I step over him and slide his right leg out of the way so I can open the freezer door. Instantly, I’m greeted with the grounding crispness of artificially cooled air.


  1. Great opening paragraph--I was instantly hooked (and loved the voice). Your descriptions are strong and I loved that you give us backstory in a way that's relevant to what's happening now--I know an accident happened and that your MC feels guilty, but that doesn't overwhelm the current action. Great job weaving that in.

    What's the MC's gender? I didn't get a feel either way and I think that would have helped because the way I picture someone thinking things and stepping over a drunk guy varies whether it's guy or girl. I assume that's coming but it might be a good idea to introduce that somewhere sooner. Just a thought.

    Great job here!

  2. I like the way this opens. We get a brief glimpse into the MC’s past, but it’s enough that we understand what happened has barring on him/her now. Just a few tightening things here and there and this is great.

    First paragraph, last sentence, you can nix the first that. “That’s how I know THE disheveled guy…”

    The last sentence in the second paragraph, which I get it’s connection to the first paragraph, it seems out of place here. Rubber and asphalt wouldn’t smell like beer and sweat in any case, so there’s no real comparison to make—scent wise—where the phrase “nothing like” is applicable. It threw me a little.
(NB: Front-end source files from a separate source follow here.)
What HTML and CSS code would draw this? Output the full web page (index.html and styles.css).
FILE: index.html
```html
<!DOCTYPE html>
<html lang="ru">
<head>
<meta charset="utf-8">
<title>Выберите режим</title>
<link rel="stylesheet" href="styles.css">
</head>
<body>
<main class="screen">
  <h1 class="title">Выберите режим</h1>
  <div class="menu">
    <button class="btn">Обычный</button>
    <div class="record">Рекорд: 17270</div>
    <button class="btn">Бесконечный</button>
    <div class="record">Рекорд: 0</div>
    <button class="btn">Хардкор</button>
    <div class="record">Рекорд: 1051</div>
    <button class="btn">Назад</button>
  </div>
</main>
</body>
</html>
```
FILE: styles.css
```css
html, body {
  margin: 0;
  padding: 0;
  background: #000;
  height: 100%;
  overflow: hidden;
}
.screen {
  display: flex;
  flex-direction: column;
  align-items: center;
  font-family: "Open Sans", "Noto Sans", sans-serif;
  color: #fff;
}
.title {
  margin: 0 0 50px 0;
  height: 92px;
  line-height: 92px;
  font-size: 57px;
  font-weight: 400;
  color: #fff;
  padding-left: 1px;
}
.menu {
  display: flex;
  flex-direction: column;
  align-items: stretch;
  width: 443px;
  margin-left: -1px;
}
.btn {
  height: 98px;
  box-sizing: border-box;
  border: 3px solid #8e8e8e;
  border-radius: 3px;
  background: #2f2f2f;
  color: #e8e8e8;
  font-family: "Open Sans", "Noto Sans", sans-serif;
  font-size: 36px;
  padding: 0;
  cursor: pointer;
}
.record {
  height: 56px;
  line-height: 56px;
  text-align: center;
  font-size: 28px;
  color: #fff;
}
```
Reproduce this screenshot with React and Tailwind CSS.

    You don’t have to indicate the side of his shoulder, just say his shoulder and it’ll suffice. The sentence “Little did I…” could be cut here and there to tighten. “Little did I know a drunk guy passed out at the mini-mark would be what gets my nerves twitching with guilt.”

    The last line of that paragraph, I think the emphasis would be stronger if you put “I’ve got places to be” on a separate line.
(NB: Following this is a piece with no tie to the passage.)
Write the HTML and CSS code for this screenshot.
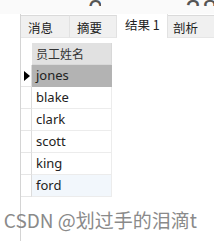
FILE: index.html
```html
<!DOCTYPE html>
<html lang="zh-CN">
<head>
    <meta charset="UTF-8">
    <meta name="viewport" content="width=device-width, initial-scale=1.0">
    <title>结果 1</title>
    <link rel="stylesheet" href="styles.css">
</head>
<body>
    <div class="top-strip">
        <span class="digit d0">0</span>
        <span class="digit d28">28</span>
    </div>

    <div class="panel">
        <div class="tabs">
            <div class="tab tab-msg">消息</div>
            <div class="tab tab-sum">摘要</div>
            <div class="tab tab-res active">结果 1</div>
            <div class="tab tab-pro">剖析</div>
        </div>

        <div class="grid">
            <div class="row head">
                <div class="mark"></div>
                <div class="cell">员工姓名</div>
            </div>
            <div class="row selected">
                <div class="mark"><span class="arrow"></span></div>
                <div class="cell">jones</div>
            </div>
            <div class="row">
                <div class="mark"></div>
                <div class="cell">blake</div>
            </div>
            <div class="row">
                <div class="mark"></div>
                <div class="cell">clark</div>
            </div>
            <div class="row">
                <div class="mark"></div>
                <div class="cell">scott</div>
            </div>
            <div class="row">
                <div class="mark"></div>
                <div class="cell">king</div>
            </div>
            <div class="row hover">
                <div class="mark"></div>
                <div class="cell">ford</div>
            </div>
        </div>
    </div>

    <div class="watermark">CSDN @划过手的泪滴t</div>
</body>
</html>
```

FILE: styles.css
```css
body {
    margin: 0;
    width: 214px;
    height: 241px;
    overflow: hidden;
    position: relative;
    background: #fff;
    font-family: "Noto Sans", "Noto Sans CJK SC", sans-serif;
    color: #222;
}
.top-strip {
    height: 14px;
    overflow: hidden;
    background: #fafafa;
    display: flex;
}
.top-strip .digit {
    font-family: "Liberation Sans", sans-serif;
    font-size: 27px;
    line-height: 27px;
    color: #555;
    height: 9px;
    overflow: hidden;
    display: block;
    margin-top: -3px;
}
.top-strip .d0 {
    margin-left: 88px;
}
.top-strip .d28 {
    margin-left: 85px;
    letter-spacing: 2px;
}
.panel {
    margin-left: 20px;
    border-left: 1px solid #d4d4d4;
    height: 227px;
}
.tabs {
    display: flex;
    align-items: flex-end;
    height: 24px;
}
.tab {
    height: 23px;
    line-height: 24px;
    box-sizing: border-box;
    font-family: "Noto Sans CJK SC", sans-serif;
    font-size: 12.5px;
    color: #222;
    background: #f0f0f0;
    border-top: 1px solid #dadada;
    border-right: 1px solid #e2e2e2;
    border-bottom: 1px solid #e6e6e6;
}
.tab-msg {
    width: 49px;
    padding-left: 7px;
}
.tab-sum {
    width: 47px;
    padding-left: 7px;
}
.tab-res {
    width: 51px;
    padding-left: 8px;
}
.tab-pro {
    flex: 1;
    padding-left: 5px;
    border-right: none;
}
.tab.active {
    height: 24px;
    line-height: 22px;
    background: #fff;
    border-top: none;
    border-bottom: none;
}
.grid {
    margin-top: 5px;
    width: 91px;
}
.row {
    display: flex;
    height: 22px;
}
.mark {
    width: 11px;
    box-sizing: border-box;
    border-right: 1px solid #dcdcdc;
    border-bottom: 1px solid #e6e6e6;
    display: flex;
    align-items: center;
    padding-left: 3px;
}
.arrow {
    width: 0;
    height: 0;
    border-left: 6px solid #000;
    border-top: 5px solid transparent;
    border-bottom: 5px solid transparent;
}
.cell {
    flex: 1;
    box-sizing: border-box;
    padding-left: 4px;
    font-size: 13px;
    line-height: 21px;
    border-bottom: 1px solid #ececec;
    border-right: 1px solid #ececec;
}
.head .mark {
    border-bottom: none;
    border-right: none;
}
.head .cell {
    background: #e1e1e1;
    font-family: "Noto Sans CJK SC", sans-serif;
    font-size: 12px;
    color: #333;
    border-color: #d8d8d8;
}
.selected .cell {
    background: #b3b3b3;
    border-color: #b3b3b3;
}
.hover .cell {
    background: #f2f7fc;
}
.watermark {
    position: absolute;
    right: 17px;
    top: 208px;
    font-family: "Noto Sans CJK SC", sans-serif;
    font-size: 19px;
    line-height: 24px;
    color: #8a8a8a;
    white-space: nowrap;
}
```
    “I don’t have time…….their booze.

    I’ve got places to be.”

    Good stuff. Good luck!

  3. Yes! I would definitely keep reading this.
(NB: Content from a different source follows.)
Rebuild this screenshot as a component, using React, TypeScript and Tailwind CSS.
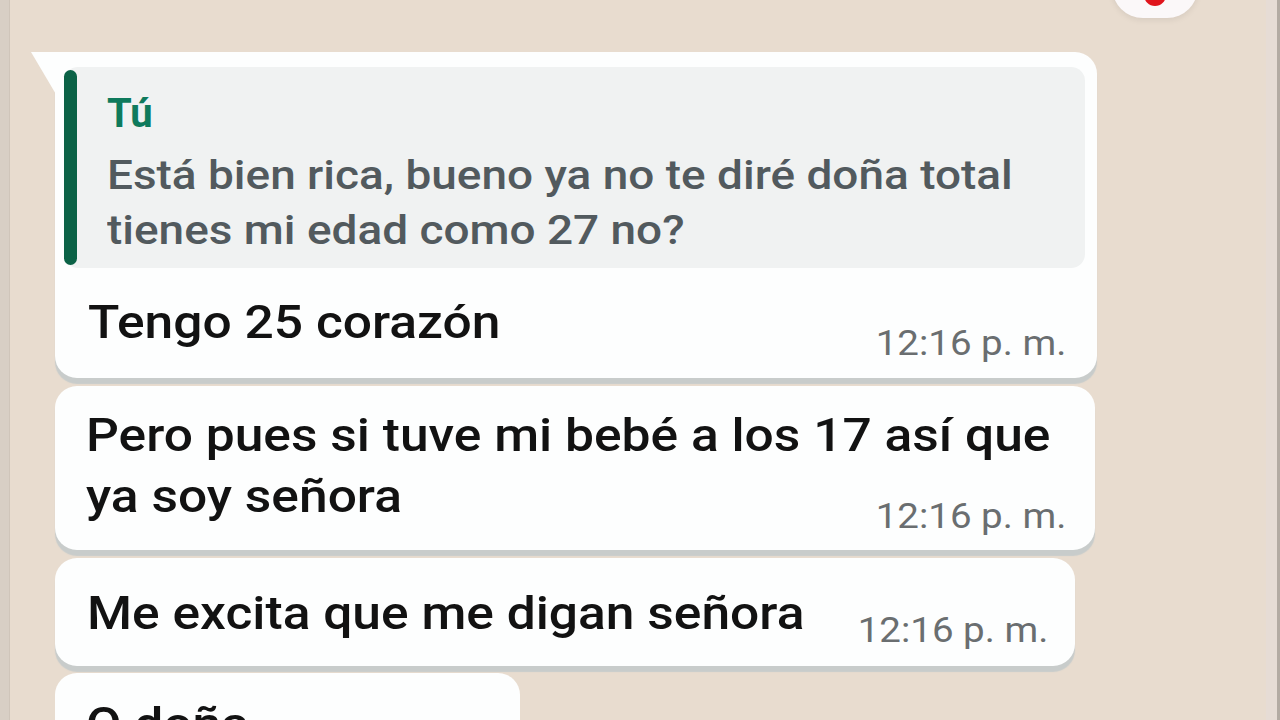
const font = { fontFamily: "Roboto, 'Noto Sans', sans-serif" };

const Time = ({ className = "" }: { className?: string }) => (
  <span
    className={`inline-block origin-right scale-x-[1.1] text-[35px] leading-[35px] text-[#6a6e70] whitespace-nowrap ${className}`}
  >
    12:16 p. m.
  </span>
);

const Msg = ({ children, className = "" }: { children: React.ReactNode; className?: string }) => (
  <div className={`origin-left scale-x-[1.12] text-[46px] font-medium text-[#121212] whitespace-nowrap ${className}`}>
    {children}
  </div>
);

export default function App() {
  return (
    <div className="w-[1280px] h-[720px] overflow-hidden bg-[#e8dccf] flex relative" style={font}>
      <div className="w-[10px] shrink-0 bg-[#d8cfc5] border-r border-[#cfc5ba]" />

      <div className="flex-1 flex flex-col pt-[52px] pl-[45px]">
        {/* bubble with quoted reply */}
        <div className="relative w-[1042px] bg-[#fdfefe] rounded-[22px] rounded-tl-none pl-[9px] pr-[12px] pt-[15px] pb-[17px] shadow-[0_6px_1px_#c8cccb] mb-[8px]">
          <svg className="absolute -left-[24px] top-0" width="26" height="44" viewBox="0 0 26 44">
            <path d="M0 0 H26 V44 Z" fill="#fdfefe" />
          </svg>
          <div className="flex h-[201px] bg-[#f0f2f2] rounded-[14px]">
            <div className="w-[13px] shrink-0 bg-[#0b6246] rounded-full my-[3px]" />
            <div className="pl-[30px] pt-[27px]">
              <div className="text-[40px] leading-[40px] font-bold text-[#0e7a5c]">Tú</div>
              <div className="origin-left scale-x-[1.12] text-[41px] leading-[55px] font-medium text-[#525a5e] mt-[14px] whitespace-nowrap">
                Está bien rica, bueno ya no te diré doña total
                <br />
                tienes mi edad como 27 no?
              </div>
            </div>
          </div>
          <div className="pl-[24px] pr-[19px] pt-[28px] flex flex-col">
            <Msg className="leading-[52px]">Tengo 25 corazón</Msg>
            <div className="flex justify-end -mt-[22px]">
              <Time />
            </div>
          </div>
        </div>

        <div className="w-[1040px] bg-[#fdfefe] rounded-[22px] pl-[31px] pr-[29px] pt-[19px] pb-[16px] shadow-[0_6px_1px_#c8cccb] mb-[8px] flex flex-col">
          <Msg className="leading-[61px]">
            Pero pues si tuve mi bebé a los 17 así que
            <br />
            ya soy señora
          </Msg>
          <div className="flex justify-end -mt-[28px]">
            <Time />
          </div>
        </div>

        <div className="w-[1020px] bg-[#fdfefe] rounded-[22px] pl-[32px] pr-[27px] pt-[29px] pb-[18px] shadow-[0_6px_1px_#c8cccb] mb-[7px] flex items-end justify-between">
          <Msg className="leading-[52px] mb-[9px]">Me excita que me digan señora</Msg>
          <Time />
        </div>

        <div className="w-[465px] bg-[#fdfefe] rounded-[22px] pl-[31px] pt-[25px] pb-[20px]">
          <Msg className="leading-[52px]">O doña</Msg>
        </div>
      </div>

      <div className="w-[14px] shrink-0 bg-[#e6dcd5] border-r-[3px] border-[#b3aba3]" />

      {/* reaction badge */}
      <div className="absolute left-[1112px] -top-[44px] w-[86px] h-[62px] rounded-full bg-[#fbf8f9] shadow-[0_2px_6px_rgba(0,0,0,0.08)] flex items-end justify-center pb-[12px]">
        <div className="w-[22px] h-[12px] rounded-b-full bg-[#e0141c]" />
      </div>
    </div>
  );
}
    I like the voice and the smattering of details about the narrator life and background. A few sentences could use some tightening up, but honestly, that's not enough to stop me reading.

    Is it okay if I put this on my TBR list right now?

  4. Really nice voice here. This is totally personal preference, but I think your first line could cut in half to Three months ago I watched a stranger die. That has impact, where the rest of the sentences deflates. Depending on the tone you set, I think you should go deeper on how she knows what death looks and feels like. You could replace that line with something like: When you see someone die, you [sensory detail] and [more sensory detail]. Have your character tell us those things in her voice--again with keeping to the tone you want to set for your book.

    I like the detail about sneaking past the older sister and all that you show and set up. It's a really nice way to show an active scene with something happening, and context. The freezer description is great too.

  5. I liked this. I have a clear sense of the mc, some darkness about his/her past, and a clear sense of the setting. The only part to trip me up was when you said the mc knows what it feels like to die. Did this mc have a near-death event in the accident? I would like to have maybe just one hint (just a few words) to indicate that. otherwise, i'm thinking zombie story, and I don't think that's what you're going for.

    As it is, very well done and I would read more.

  6. The first two parg's read like your MC is explaining the situation to me, and technically, I don't exist in your character's world. He or she doesn't know there's a reader out there and shouldn't be talking to us. Perhaps rewrite these parg's so that we see the MC arriving on the scene and seeing and reacting to the drunk, perhaps having a quick flashback to the accident, and then coming to the conclusion that the guy is passed out rather than dead.

    I had imagined that the MC was a girl, but when he/she said "Dude," I then assumed the MC was a boy. In the end, I don't know who the MC is, and I probably should know that.

    Also in parg 3, you might rephrase the 2nd sentence to - One of his hands, fat-knuckled and calloused, stutters in response. And then - It triggers the memory of ----- Instead of the vague telling, create a specific image. Tell us what 12 year old he/she is talking about. Even show us a bit of the incident that's being referenced.

    Parg 4, you're again explaining to the reader. Instead, write what she would think if she was there in that situation, and write it the way she would think it to herself, not explain it to another person. We want to be in her shoes as the story happens. As is, it reads like the events have already happened and she's sitting across a table from us and telling us about it. Put us there. The same for the last parg.

    I step over him and slide his right leg out of the way so I can open the freezer door. Instantly, I’m greeted with the grounding crispness of artificially cooled air.

    The above is telling us what happened. Below is showing. The events are actually happening.

    I step over him, slide his right leg out of the way, and open the freezer door. Crisp, artificially cooled air rushes out at me.

  7. I was distracted by a couple things here: why is the smell of singed rubber and asphalt inside? (I thought she as outside until we get to the end). How does she know what death feels like, without being dead herself? This initially suggested to me that this was paranormal. I understand that this character is pushing her feelings down in this scene, because she doesn’t want to think about this other death, but she did feel a bit callous to me, which made it somewhat harder for me to start caring about her. If there a way to tweak this, so that she’s more likable?